Question

What is the formula for the surface area of a box? A company produces cardboard boxes. Each box is 2 feet long by 2 feet wide by 3 feet high. What is the area of the cardboard required for each box?

Answer

**step1** Understanding the properties of a box

A box is a three-dimensional shape with six flat surfaces, also called faces. For a rectangular box, these faces come in pairs of identical size: a top and a bottom face, a front and a back face, and a left and a right face.

**step2** Identifying the formula for surface area

The surface area of a box is the total area of all its faces. To find the total surface area, we calculate the area of each pair of faces and then add them together.
The area of the top or bottom face is found by multiplying its length by its width.
The area of the front or back face is found by multiplying its length by its height.
The area of the left or right face is found by multiplying its width by its height.
Since there are two of each type of face, we double the area of each pair before summing them up.
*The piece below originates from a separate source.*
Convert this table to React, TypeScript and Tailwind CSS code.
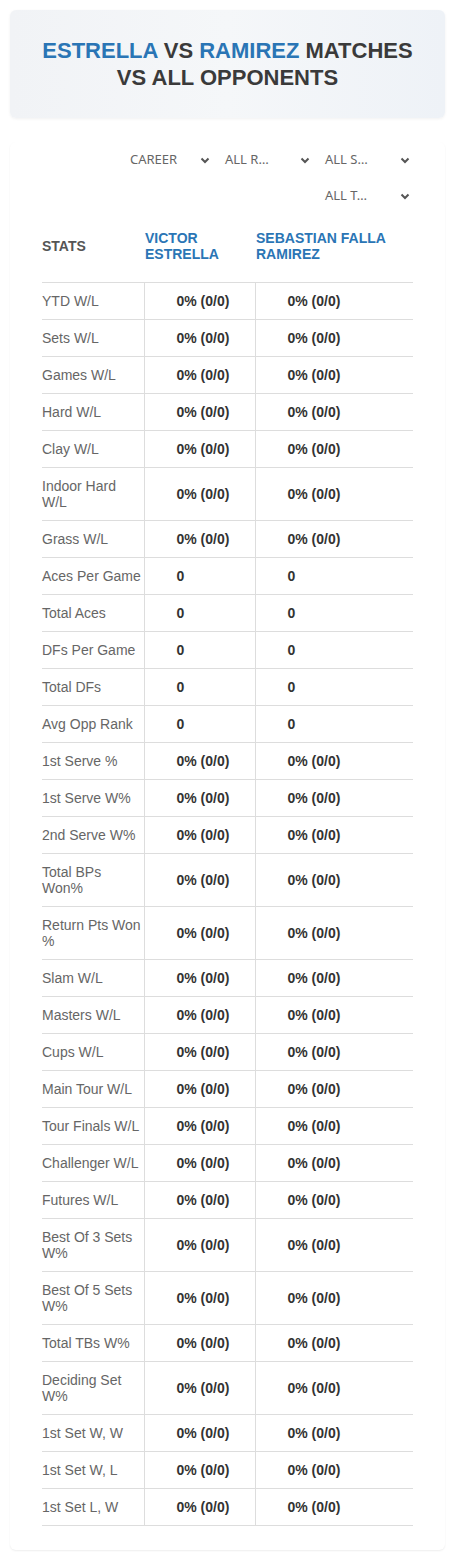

**step3** Identifying the dimensions of the box

The problem states that the box is 2 feet long, 2 feet wide, and 3 feet high.
The length of the box is 2 feet.
The width of the box is 2 feet.
The height of the box is 3 feet.

**step4** Calculating the area of the top and bottom faces

The top and bottom faces have dimensions of length by width.
Area of one top or bottom face = length $$\times$$ width = 2 feet $$\times$$ 2 feet = 4 square feet.
Since there are two such faces (top and bottom), their combined area is 2 $$\times$$ 4 square feet = 8 square feet.

**step5** Calculating the area of the front and back faces

The front and back faces have dimensions of length by height.
Area of one front or back face = length $$\times$$ height = 2 feet $$\times$$ 3 feet = 6 square feet.
Since there are two such faces (front and back), their combined area is 2 $$\times$$ 6 square feet = 12 square feet.

**step6** Calculating the area of the left and right faces

The left and right faces have dimensions of width by height.
Area of one left or right face = width $$\times$$ height = 2 feet $$\times$$ 3 feet = 6 square feet.
Since there are two such faces (left and right), their combined area is 2 $$\times$$ 6 square feet = 12 square feet.

**step7** Calculating the total area of cardboard required

To find the total area of cardboard required for each box, we add the combined areas of all the faces:
Total area = (Combined area of top and bottom faces) + (Combined area of front and back faces) + (Combined area of left and right faces)
Total area = 8 square feet + 12 square feet + 12 square feet = 32 square feet.
Therefore, 32 square feet of cardboard is required for each box.